* BEGIN *

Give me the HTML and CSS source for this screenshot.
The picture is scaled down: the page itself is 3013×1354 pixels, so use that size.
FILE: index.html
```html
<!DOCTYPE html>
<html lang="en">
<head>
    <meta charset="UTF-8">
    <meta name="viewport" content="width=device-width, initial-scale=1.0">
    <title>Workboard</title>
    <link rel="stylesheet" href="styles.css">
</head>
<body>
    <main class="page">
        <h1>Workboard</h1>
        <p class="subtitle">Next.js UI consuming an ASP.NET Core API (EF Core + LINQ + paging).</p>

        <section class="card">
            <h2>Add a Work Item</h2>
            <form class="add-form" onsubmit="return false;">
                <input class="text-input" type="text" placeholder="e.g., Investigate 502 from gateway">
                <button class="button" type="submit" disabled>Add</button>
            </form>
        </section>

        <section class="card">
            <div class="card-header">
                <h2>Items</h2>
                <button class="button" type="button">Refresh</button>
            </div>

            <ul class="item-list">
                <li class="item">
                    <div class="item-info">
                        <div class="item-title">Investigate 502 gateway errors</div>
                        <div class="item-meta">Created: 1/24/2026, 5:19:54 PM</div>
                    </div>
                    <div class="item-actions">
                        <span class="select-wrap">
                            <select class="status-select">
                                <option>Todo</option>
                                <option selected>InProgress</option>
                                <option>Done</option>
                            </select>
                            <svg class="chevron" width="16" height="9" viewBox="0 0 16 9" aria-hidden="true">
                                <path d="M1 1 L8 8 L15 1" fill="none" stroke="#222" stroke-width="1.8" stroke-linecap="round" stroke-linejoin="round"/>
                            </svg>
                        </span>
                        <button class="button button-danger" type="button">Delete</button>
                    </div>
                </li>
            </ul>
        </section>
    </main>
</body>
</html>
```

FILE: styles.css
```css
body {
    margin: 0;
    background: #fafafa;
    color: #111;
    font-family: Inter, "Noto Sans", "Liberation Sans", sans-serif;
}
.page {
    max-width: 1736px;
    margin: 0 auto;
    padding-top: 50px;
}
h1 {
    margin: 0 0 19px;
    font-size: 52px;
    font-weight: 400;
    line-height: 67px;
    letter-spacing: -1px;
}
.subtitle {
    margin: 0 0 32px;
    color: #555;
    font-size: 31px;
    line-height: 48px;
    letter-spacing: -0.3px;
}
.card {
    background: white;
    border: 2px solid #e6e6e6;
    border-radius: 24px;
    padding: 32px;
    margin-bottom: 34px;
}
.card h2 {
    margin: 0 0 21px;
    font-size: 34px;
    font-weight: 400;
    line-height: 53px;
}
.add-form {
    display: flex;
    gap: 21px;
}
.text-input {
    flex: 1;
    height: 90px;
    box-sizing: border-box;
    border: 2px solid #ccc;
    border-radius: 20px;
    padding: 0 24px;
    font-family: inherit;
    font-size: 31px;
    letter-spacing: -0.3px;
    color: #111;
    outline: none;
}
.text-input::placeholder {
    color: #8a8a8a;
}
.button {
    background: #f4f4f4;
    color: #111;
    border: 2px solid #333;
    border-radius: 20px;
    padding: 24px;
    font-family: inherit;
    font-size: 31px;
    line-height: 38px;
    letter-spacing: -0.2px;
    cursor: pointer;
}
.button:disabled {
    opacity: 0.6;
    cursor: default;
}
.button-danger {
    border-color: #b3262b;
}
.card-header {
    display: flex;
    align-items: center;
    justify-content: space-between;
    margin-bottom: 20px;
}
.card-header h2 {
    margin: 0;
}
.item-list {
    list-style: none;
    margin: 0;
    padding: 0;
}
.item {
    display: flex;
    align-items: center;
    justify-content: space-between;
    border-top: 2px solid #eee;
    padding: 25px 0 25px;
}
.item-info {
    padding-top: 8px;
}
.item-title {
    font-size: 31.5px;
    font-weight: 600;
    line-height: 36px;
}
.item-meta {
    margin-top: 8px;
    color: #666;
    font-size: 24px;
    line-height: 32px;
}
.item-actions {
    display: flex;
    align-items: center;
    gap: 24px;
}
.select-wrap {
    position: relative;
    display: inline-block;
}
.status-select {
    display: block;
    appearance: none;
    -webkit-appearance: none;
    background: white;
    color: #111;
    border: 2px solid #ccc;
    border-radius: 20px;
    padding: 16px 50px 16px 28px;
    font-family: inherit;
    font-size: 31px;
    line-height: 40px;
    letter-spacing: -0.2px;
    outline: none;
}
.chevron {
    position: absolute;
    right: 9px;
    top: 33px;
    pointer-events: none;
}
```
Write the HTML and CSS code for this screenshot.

* END *

(WHAT TO PRODUCE): Across the entries, how many lines contain "page"? Reply with the number only.

(SOLUTION TO THIS TASK): 3